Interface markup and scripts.
# # #
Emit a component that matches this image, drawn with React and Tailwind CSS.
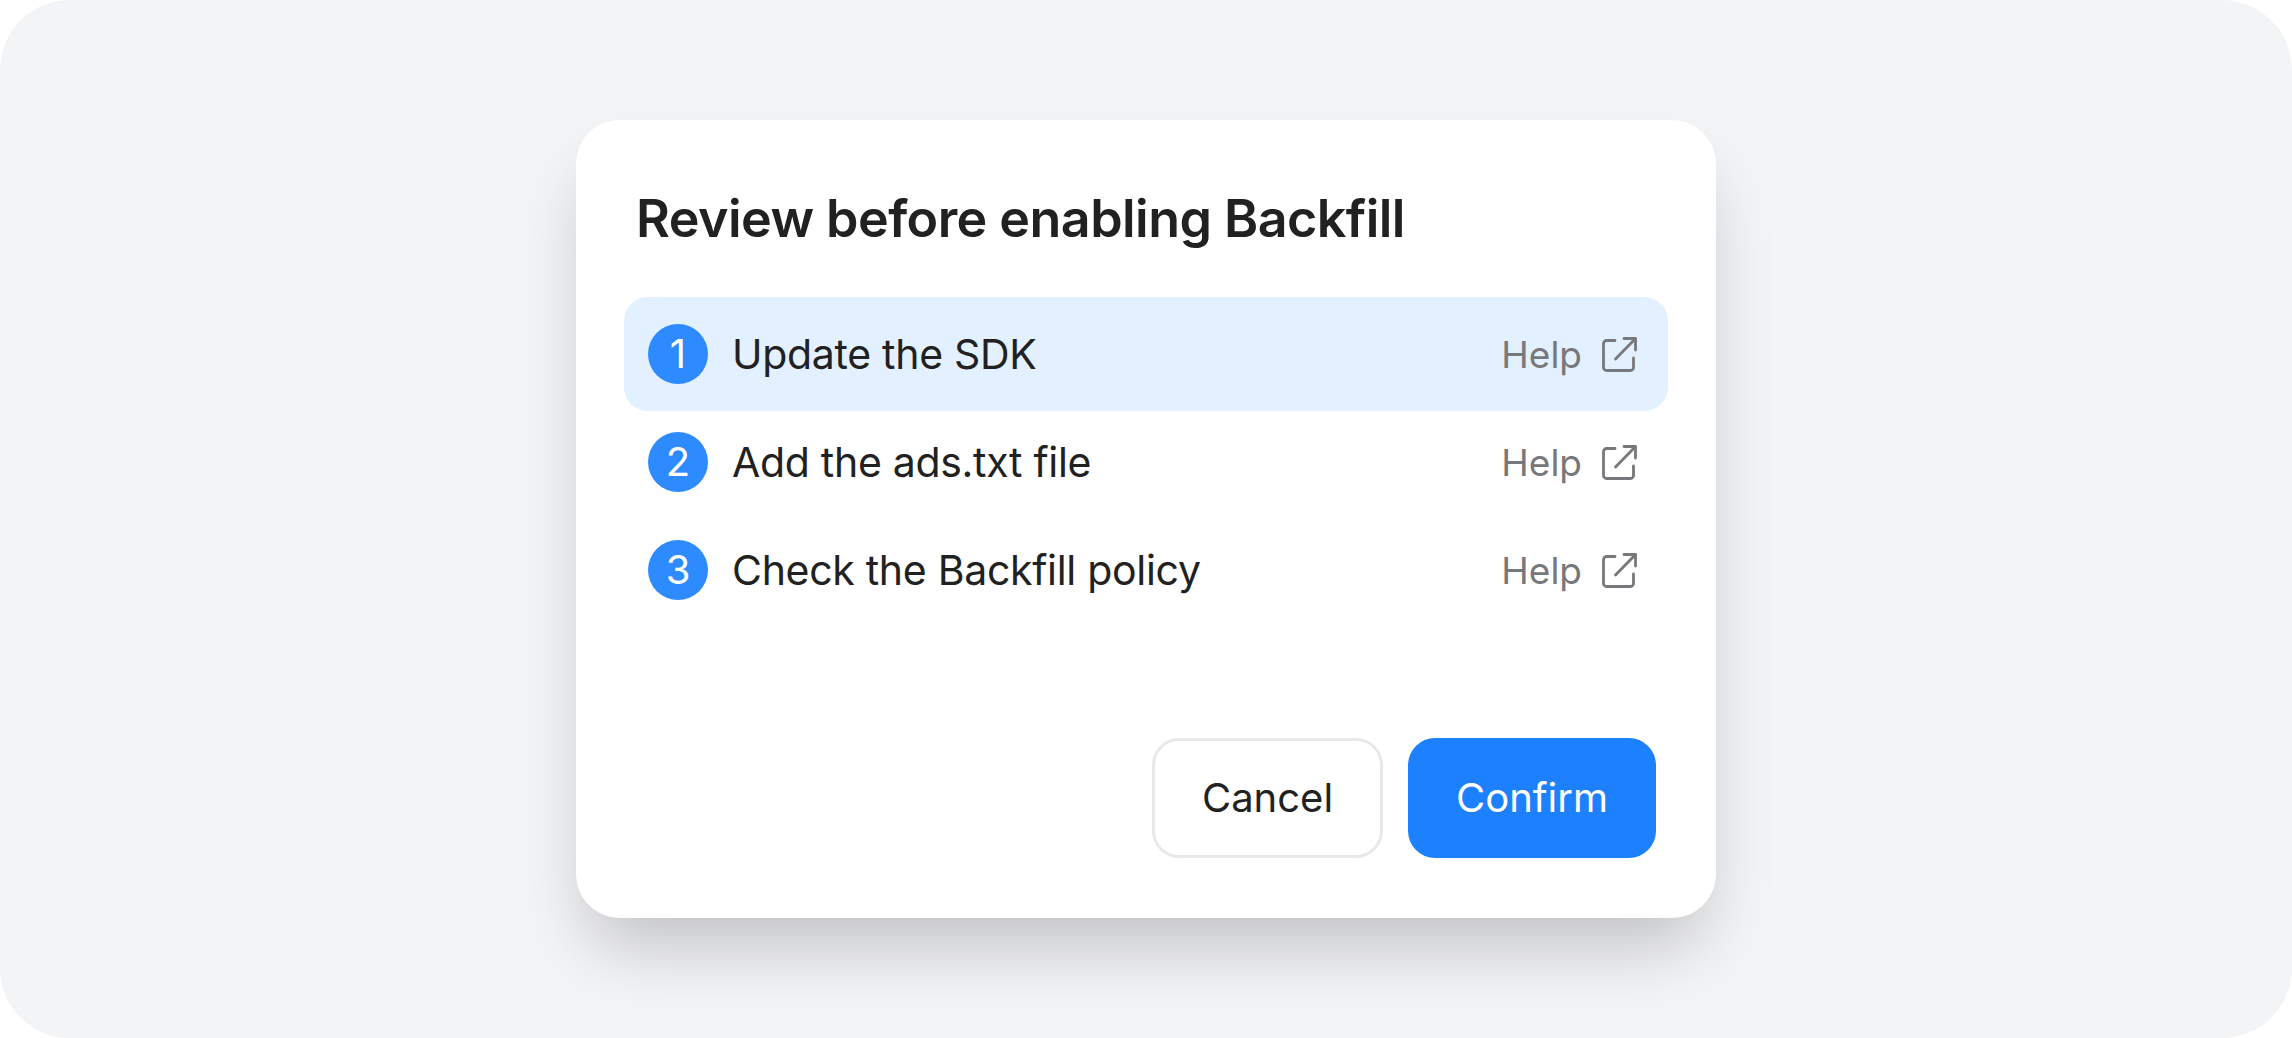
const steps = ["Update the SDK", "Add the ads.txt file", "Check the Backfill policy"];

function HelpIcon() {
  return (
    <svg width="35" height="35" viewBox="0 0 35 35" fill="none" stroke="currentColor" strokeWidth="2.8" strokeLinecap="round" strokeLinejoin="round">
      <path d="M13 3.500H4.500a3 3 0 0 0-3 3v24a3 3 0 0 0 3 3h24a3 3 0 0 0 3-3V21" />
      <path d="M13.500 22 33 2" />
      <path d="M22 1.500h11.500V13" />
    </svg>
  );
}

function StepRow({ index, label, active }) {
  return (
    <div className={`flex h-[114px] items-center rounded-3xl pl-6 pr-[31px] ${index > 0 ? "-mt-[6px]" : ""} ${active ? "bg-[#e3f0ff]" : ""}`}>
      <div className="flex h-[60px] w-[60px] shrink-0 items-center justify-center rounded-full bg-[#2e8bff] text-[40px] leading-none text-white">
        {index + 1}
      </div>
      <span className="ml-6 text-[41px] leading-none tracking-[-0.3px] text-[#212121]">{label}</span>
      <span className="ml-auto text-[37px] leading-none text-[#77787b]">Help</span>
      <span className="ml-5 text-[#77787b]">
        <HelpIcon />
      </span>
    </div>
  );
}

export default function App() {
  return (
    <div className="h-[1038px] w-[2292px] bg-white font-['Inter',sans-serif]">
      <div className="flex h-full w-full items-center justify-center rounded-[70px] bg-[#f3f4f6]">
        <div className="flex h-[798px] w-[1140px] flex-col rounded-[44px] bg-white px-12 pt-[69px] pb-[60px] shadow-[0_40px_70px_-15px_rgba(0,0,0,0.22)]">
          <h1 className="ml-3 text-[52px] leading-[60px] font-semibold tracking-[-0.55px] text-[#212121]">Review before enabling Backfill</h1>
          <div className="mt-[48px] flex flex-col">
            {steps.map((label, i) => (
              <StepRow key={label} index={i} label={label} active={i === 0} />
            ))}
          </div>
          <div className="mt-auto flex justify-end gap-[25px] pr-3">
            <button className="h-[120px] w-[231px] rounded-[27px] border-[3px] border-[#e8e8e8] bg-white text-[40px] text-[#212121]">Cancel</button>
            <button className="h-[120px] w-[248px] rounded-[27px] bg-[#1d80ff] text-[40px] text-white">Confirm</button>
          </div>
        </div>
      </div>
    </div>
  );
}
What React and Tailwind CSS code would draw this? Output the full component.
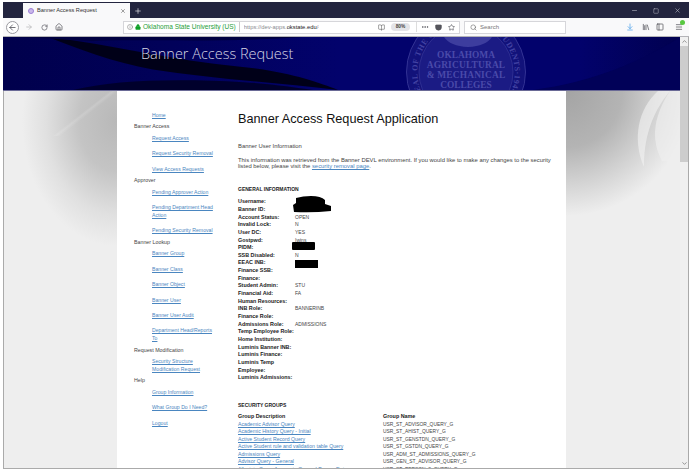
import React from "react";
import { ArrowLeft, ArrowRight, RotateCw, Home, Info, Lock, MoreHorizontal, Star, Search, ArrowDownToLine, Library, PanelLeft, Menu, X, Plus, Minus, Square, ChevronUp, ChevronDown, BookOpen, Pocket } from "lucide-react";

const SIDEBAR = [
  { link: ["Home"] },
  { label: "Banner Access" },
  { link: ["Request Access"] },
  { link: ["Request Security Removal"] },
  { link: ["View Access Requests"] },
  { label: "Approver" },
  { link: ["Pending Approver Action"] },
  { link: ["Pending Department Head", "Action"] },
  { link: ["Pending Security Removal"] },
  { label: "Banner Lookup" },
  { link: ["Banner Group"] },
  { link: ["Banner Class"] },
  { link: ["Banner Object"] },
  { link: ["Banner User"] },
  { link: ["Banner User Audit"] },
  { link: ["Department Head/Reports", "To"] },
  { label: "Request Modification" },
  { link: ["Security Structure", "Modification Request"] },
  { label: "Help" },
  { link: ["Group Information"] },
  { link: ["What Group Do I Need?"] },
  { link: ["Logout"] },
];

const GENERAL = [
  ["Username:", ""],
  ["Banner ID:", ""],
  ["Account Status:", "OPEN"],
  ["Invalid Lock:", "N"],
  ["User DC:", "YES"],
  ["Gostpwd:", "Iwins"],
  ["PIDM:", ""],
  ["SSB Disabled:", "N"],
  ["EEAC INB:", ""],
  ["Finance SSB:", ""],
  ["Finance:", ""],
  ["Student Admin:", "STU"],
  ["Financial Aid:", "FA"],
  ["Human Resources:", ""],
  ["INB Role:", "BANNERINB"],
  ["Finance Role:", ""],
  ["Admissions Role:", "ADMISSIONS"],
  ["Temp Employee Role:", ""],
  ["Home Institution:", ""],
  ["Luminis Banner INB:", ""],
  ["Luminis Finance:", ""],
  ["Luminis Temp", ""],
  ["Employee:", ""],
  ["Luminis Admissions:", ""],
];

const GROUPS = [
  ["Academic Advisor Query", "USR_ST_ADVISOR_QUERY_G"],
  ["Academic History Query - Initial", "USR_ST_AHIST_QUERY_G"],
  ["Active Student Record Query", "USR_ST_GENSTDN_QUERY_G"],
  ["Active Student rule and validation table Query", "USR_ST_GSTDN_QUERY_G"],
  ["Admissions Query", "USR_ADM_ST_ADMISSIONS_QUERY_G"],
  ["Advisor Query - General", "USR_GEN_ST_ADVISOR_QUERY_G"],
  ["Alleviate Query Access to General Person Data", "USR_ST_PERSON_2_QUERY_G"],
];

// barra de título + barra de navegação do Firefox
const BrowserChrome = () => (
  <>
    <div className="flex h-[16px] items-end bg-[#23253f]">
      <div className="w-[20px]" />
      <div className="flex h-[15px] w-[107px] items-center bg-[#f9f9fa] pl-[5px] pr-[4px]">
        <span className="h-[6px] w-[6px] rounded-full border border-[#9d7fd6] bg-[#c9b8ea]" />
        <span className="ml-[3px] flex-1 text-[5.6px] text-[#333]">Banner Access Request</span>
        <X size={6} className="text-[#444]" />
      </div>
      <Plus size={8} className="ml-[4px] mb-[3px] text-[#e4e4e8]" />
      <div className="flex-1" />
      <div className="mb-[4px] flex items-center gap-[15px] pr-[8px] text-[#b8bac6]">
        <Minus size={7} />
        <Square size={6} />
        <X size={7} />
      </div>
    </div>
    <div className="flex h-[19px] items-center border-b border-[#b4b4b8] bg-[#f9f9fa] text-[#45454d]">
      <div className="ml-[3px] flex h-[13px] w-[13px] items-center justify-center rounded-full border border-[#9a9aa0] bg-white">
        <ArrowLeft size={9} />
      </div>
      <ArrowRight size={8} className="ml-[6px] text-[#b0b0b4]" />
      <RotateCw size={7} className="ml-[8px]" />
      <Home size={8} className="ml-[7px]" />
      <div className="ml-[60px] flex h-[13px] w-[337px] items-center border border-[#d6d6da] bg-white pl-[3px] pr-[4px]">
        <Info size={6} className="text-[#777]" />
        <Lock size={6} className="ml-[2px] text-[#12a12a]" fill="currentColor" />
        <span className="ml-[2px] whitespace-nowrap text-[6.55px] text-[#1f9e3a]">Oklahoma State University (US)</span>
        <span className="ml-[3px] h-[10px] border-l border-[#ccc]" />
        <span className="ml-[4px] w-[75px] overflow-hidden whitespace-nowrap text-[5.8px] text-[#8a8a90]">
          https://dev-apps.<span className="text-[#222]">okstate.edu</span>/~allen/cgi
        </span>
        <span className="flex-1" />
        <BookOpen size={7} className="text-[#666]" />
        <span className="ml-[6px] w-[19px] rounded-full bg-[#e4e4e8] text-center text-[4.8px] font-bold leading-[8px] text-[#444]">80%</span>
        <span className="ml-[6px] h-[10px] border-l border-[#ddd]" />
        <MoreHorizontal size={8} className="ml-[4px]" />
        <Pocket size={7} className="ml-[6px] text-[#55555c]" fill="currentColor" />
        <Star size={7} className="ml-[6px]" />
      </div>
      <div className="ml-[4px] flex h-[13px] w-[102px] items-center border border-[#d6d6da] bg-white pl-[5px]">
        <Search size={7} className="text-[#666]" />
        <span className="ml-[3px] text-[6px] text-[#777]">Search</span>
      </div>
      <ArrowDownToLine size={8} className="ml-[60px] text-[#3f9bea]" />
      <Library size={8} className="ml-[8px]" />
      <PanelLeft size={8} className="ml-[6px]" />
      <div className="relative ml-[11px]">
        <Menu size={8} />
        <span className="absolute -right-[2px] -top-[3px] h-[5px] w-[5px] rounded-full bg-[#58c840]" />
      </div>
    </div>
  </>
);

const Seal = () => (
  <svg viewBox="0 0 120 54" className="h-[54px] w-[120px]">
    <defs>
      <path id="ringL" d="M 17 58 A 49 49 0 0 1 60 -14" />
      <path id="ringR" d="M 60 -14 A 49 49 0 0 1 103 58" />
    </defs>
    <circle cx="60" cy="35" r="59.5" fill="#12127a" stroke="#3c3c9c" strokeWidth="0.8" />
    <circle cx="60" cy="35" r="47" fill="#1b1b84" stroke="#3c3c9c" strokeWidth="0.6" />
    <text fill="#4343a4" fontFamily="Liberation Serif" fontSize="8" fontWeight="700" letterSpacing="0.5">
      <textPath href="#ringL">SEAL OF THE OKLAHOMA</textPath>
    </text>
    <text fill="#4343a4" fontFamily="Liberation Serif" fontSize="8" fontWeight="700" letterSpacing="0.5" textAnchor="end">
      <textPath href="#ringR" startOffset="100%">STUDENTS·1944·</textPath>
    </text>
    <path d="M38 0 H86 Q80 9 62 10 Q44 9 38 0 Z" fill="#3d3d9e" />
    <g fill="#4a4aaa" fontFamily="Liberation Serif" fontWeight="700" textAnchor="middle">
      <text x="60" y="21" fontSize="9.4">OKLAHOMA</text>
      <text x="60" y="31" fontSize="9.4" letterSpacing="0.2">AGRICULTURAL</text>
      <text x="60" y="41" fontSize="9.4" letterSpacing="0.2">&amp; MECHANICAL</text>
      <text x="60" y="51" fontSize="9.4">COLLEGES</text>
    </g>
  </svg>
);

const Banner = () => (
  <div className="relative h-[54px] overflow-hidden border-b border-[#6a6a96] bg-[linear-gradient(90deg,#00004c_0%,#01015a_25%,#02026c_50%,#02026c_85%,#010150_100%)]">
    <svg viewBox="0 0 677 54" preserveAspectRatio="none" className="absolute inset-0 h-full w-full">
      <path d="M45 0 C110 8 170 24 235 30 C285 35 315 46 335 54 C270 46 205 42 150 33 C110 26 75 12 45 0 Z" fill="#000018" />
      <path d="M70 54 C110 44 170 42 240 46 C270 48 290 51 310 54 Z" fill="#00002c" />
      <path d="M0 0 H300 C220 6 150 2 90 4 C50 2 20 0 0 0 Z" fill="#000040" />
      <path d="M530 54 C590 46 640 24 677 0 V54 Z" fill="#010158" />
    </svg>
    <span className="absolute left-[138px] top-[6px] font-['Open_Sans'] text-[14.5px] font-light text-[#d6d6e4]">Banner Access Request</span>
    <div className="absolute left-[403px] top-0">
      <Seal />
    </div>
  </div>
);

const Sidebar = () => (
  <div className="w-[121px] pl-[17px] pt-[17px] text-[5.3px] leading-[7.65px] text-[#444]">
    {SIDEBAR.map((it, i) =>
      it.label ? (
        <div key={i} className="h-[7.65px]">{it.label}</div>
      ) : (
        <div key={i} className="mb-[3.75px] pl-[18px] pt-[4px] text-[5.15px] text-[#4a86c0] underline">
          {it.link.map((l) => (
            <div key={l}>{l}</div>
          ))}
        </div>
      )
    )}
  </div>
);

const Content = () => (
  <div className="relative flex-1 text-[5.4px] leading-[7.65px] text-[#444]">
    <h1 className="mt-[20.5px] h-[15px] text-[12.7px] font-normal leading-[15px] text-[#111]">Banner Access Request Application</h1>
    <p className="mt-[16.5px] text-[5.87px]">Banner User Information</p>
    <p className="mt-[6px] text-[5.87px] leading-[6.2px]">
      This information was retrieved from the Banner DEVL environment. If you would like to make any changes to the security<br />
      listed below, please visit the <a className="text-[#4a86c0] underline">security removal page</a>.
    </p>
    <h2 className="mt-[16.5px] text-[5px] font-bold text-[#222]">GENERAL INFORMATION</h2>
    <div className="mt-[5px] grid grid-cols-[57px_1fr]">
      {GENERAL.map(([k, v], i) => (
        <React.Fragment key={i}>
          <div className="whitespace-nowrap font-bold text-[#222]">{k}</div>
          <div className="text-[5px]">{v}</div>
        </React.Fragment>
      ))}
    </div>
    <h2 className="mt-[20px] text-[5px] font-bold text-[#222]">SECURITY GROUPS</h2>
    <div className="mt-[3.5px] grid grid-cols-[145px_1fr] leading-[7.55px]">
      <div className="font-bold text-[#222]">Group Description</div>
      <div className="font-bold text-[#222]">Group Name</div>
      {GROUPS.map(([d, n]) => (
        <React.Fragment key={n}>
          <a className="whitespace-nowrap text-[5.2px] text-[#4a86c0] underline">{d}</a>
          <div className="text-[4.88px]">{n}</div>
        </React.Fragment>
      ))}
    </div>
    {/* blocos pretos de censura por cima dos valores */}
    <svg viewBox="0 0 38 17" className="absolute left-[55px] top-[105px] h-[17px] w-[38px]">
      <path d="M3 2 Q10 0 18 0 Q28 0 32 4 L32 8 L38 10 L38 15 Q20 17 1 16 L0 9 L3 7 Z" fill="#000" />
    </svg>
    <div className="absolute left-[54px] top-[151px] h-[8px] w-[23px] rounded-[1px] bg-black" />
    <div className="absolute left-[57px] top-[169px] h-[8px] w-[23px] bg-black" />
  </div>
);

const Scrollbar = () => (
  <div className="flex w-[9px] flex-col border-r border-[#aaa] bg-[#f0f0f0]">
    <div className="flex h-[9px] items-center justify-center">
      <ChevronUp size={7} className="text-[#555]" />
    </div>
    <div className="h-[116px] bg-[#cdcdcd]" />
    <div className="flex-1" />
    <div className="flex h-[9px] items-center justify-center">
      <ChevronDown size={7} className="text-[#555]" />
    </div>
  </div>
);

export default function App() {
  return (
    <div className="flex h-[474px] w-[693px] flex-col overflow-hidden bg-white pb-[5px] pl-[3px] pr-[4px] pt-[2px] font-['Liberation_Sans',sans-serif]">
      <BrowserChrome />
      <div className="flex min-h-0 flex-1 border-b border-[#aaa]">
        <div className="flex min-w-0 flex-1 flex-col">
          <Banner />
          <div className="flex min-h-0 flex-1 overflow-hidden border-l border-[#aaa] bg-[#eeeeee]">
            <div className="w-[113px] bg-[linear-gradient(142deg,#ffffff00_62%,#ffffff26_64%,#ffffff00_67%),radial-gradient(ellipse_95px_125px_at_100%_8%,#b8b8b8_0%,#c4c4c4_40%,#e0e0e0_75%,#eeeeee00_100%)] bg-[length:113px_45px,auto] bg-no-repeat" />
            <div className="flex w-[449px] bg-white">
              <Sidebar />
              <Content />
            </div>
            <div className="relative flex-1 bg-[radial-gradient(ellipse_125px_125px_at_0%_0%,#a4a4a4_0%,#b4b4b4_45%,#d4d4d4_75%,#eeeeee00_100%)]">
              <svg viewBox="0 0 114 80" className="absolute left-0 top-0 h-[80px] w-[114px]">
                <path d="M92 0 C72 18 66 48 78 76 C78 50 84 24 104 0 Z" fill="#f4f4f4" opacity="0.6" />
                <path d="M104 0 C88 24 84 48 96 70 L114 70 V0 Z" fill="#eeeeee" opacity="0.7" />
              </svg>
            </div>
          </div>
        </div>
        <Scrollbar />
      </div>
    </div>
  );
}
# # #
Take the stretch from the line containing "What React and" through the line containing "ChevronDown, BookOpen, Pocket" and reproduce it exactly, both ends included. Omit the pictures.

Exercise response.
What React and Tailwind CSS code would draw this? Output the full component.
import React from "react";
import { ArrowLeft, ArrowRight, RotateCw, Home, Info, Lock, MoreHorizontal, Star, Search, ArrowDownToLine, Library, PanelLeft, Menu, X, Plus, Minus, Square, ChevronUp, ChevronDown, BookOpen, Pocket } from "lucide-react";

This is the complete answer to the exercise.